- WHAT YOU SHOULD DO -
Drop the pictures from the entries below, then reproduce the rest exactly.

--- begin ---

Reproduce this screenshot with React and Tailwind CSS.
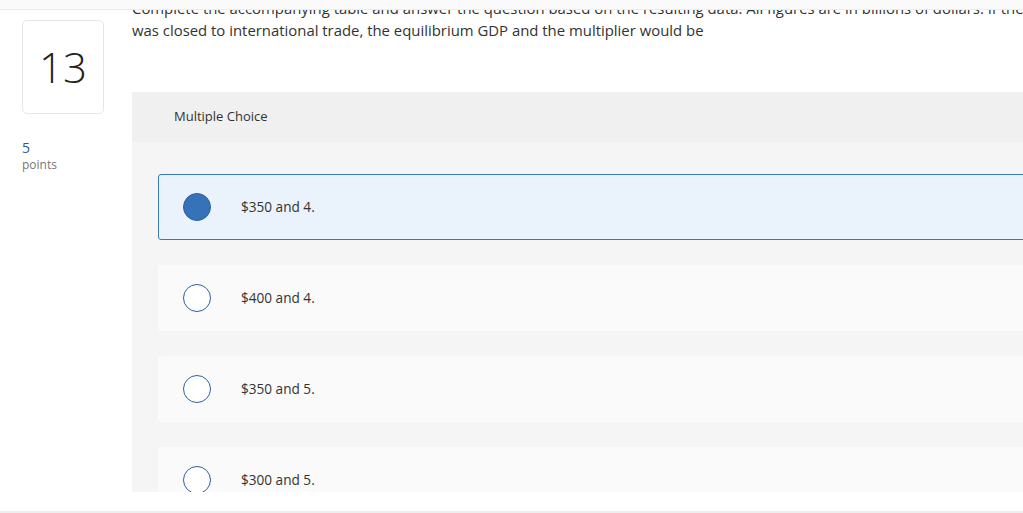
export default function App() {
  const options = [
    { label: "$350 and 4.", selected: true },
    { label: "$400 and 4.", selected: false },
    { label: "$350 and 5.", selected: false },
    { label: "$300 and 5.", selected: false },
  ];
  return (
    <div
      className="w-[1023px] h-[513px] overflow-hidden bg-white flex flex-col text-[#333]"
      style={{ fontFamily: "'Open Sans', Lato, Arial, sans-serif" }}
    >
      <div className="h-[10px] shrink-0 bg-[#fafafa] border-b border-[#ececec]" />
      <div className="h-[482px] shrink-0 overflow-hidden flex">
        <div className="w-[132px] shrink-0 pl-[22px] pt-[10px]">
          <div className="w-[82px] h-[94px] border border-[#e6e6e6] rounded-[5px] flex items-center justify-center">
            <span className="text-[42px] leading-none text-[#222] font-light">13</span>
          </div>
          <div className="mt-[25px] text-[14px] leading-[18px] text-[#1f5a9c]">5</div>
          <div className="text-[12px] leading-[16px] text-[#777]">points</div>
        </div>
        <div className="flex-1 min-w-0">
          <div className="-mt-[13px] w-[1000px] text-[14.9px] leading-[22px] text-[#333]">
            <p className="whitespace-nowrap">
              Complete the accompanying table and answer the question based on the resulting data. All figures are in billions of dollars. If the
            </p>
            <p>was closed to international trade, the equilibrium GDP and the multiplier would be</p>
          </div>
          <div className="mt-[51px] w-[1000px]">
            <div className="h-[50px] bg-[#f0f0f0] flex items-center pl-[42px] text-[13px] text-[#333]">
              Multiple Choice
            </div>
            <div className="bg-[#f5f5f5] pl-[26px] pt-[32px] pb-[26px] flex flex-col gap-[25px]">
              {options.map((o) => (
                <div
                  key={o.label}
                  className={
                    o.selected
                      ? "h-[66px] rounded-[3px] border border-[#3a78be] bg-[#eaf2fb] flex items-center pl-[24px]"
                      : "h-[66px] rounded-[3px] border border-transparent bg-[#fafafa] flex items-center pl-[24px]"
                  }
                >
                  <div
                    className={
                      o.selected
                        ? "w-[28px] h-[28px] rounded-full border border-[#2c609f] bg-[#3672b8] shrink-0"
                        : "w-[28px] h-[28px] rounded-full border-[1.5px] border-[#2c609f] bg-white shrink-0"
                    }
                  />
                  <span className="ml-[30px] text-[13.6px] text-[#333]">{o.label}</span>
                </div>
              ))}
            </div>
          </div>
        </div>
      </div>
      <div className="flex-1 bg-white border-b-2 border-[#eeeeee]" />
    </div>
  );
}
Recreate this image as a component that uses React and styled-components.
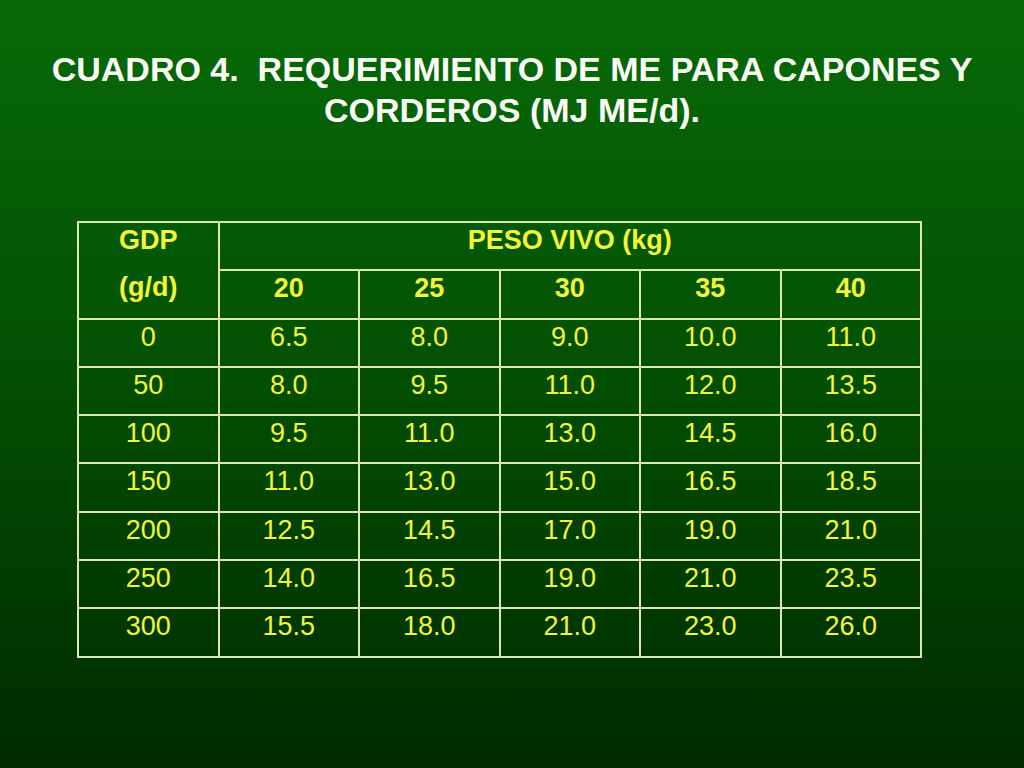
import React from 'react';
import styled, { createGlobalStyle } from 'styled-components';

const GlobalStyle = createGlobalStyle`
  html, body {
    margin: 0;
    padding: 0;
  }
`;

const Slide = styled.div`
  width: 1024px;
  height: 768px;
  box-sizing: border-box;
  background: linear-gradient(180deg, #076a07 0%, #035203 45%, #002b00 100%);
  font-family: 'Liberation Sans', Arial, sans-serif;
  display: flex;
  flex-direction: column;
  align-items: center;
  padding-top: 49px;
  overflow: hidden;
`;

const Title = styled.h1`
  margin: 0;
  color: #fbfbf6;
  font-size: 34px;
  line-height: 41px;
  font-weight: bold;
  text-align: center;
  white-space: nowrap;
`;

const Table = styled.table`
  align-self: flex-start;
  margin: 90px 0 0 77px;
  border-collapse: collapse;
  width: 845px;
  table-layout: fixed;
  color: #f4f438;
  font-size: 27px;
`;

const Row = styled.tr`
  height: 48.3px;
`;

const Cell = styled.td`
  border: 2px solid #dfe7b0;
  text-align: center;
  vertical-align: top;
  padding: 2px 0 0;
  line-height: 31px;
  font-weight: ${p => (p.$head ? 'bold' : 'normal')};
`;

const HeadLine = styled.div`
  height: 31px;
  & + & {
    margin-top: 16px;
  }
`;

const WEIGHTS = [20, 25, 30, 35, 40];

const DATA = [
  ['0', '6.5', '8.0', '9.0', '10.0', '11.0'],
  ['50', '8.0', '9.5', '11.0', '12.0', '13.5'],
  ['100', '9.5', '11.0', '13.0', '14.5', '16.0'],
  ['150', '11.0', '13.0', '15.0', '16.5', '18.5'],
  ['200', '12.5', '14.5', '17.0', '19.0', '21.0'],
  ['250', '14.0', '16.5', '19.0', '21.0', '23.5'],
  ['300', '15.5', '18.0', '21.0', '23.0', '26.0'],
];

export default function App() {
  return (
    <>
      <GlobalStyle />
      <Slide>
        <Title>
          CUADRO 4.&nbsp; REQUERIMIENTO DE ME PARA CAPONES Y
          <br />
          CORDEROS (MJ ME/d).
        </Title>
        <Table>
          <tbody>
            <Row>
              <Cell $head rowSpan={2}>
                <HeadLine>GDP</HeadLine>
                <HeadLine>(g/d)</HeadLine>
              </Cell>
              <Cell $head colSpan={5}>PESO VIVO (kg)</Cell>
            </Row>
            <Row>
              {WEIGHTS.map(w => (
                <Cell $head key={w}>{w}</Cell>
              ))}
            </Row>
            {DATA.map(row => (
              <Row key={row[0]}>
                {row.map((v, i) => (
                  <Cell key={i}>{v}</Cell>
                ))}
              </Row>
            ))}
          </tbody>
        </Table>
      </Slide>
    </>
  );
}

--- end ---

- PROBLEM SOLUTION -
Reproduce this screenshot with React and Tailwind CSS.
export default function App() {
  const options = [
    { label: "$350 and 4.", selected: true },
    { label: "$400 and 4.", selected: false },
    { label: "$350 and 5.", selected: false },
    { label: "$300 and 5.", selected: false },
  ];
  return (
    <div
      className="w-[1023px] h-[513px] overflow-hidden bg-white flex flex-col text-[#333]"
      style={{ fontFamily: "'Open Sans', Lato, Arial, sans-serif" }}
    >
      <div className="h-[10px] shrink-0 bg-[#fafafa] border-b border-[#ececec]" />
      <div className="h-[482px] shrink-0 overflow-hidden flex">
        <div className="w-[132px] shrink-0 pl-[22px] pt-[10px]">
          <div className="w-[82px] h-[94px] border border-[#e6e6e6] rounded-[5px] flex items-center justify-center">
            <span className="text-[42px] leading-none text-[#222] font-light">13</span>
          </div>
          <div className="mt-[25px] text-[14px] leading-[18px] text-[#1f5a9c]">5</div>
          <div className="text-[12px] leading-[16px] text-[#777]">points</div>
        </div>
        <div className="flex-1 min-w-0">
          <div className="-mt-[13px] w-[1000px] text-[14.9px] leading-[22px] text-[#333]">
            <p className="whitespace-nowrap">
              Complete the accompanying table and answer the question based on the resulting data. All figures are in billions of dollars. If the
            </p>
            <p>was closed to international trade, the equilibrium GDP and the multiplier would be</p>
          </div>
          <div className="mt-[51px] w-[1000px]">
            <div className="h-[50px] bg-[#f0f0f0] flex items-center pl-[42px] text-[13px] text-[#333]">
              Multiple Choice
            </div>
            <div className="bg-[#f5f5f5] pl-[26px] pt-[32px] pb-[26px] flex flex-col gap-[25px]">
              {options.map((o) => (
                <div
                  key={o.label}
                  className={
                    o.selected
                      ? "h-[66px] rounded-[3px] border border-[#3a78be] bg-[#eaf2fb] flex items-center pl-[24px]"
                      : "h-[66px] rounded-[3px] border border-transparent bg-[#fafafa] flex items-center pl-[24px]"
                  }
                >
                  <div
                    className={
                      o.selected
                        ? "w-[28px] h-[28px] rounded-full border border-[#2c609f] bg-[#3672b8] shrink-0"
                        : "w-[28px] h-[28px] rounded-full border-[1.5px] border-[#2c609f] bg-white shrink-0"
                    }
                  />
                  <span className="ml-[30px] text-[13.6px] text-[#333]">{o.label}</span>
                </div>
              ))}
            </div>
          </div>
        </div>
      </div>
      <div className="flex-1 bg-white border-b-2 border-[#eeeeee]" />
    </div>
  );
}
Recreate this image as a component that uses React and styled-components.
import React from 'react';
import styled, { createGlobalStyle } from 'styled-components';

const GlobalStyle = createGlobalStyle`
  html, body {
    margin: 0;
    padding: 0;
  }
`;

const Slide = styled.div`
  width: 1024px;
  height: 768px;
  box-sizing: border-box;
  background: linear-gradient(180deg, #076a07 0%, #035203 45%, #002b00 100%);
  font-family: 'Liberation Sans', Arial, sans-serif;
  display: flex;
  flex-direction: column;
  align-items: center;
  padding-top: 49px;
  overflow: hidden;
`;

const Title = styled.h1`
  margin: 0;
  color: #fbfbf6;
  font-size: 34px;
  line-height: 41px;
  font-weight: bold;
  text-align: center;
  white-space: nowrap;
`;

const Table = styled.table`
  align-self: flex-start;
  margin: 90px 0 0 77px;
  border-collapse: collapse;
  width: 845px;
  table-layout: fixed;
  color: #f4f438;
  font-size: 27px;
`;

const Row = styled.tr`
  height: 48.3px;
`;

const Cell = styled.td`
  border: 2px solid #dfe7b0;
  text-align: center;
  vertical-align: top;
  padding: 2px 0 0;
  line-height: 31px;
  font-weight: ${p => (p.$head ? 'bold' : 'normal')};
`;

const HeadLine = styled.div`
  height: 31px;
  & + & {
    margin-top: 16px;
  }
`;

const WEIGHTS = [20, 25, 30, 35, 40];

const DATA = [
  ['0', '6.5', '8.0', '9.0', '10.0', '11.0'],
  ['50', '8.0', '9.5', '11.0', '12.0', '13.5'],
  ['100', '9.5', '11.0', '13.0', '14.5', '16.0'],
  ['150', '11.0', '13.0', '15.0', '16.5', '18.5'],
  ['200', '12.5', '14.5', '17.0', '19.0', '21.0'],
  ['250', '14.0', '16.5', '19.0', '21.0', '23.5'],
  ['300', '15.5', '18.0', '21.0', '23.0', '26.0'],
];

export default function App() {
  return (
    <>
      <GlobalStyle />
      <Slide>
        <Title>
          CUADRO 4.&nbsp; REQUERIMIENTO DE ME PARA CAPONES Y
          <br />
          CORDEROS (MJ ME/d).
        </Title>
        <Table>
          <tbody>
            <Row>
              <Cell $head rowSpan={2}>
                <HeadLine>GDP</HeadLine>
                <HeadLine>(g/d)</HeadLine>
              </Cell>
              <Cell $head colSpan={5}>PESO VIVO (kg)</Cell>
            </Row>
            <Row>
              {WEIGHTS.map(w => (
                <Cell $head key={w}>{w}</Cell>
              ))}
            </Row>
            {DATA.map(row => (
              <Row key={row[0]}>
                {row.map((v, i) => (
                  <Cell key={i}>{v}</Cell>
                ))}
              </Row>
            ))}
          </tbody>
        </Table>
      </Slide>
    </>
  );
}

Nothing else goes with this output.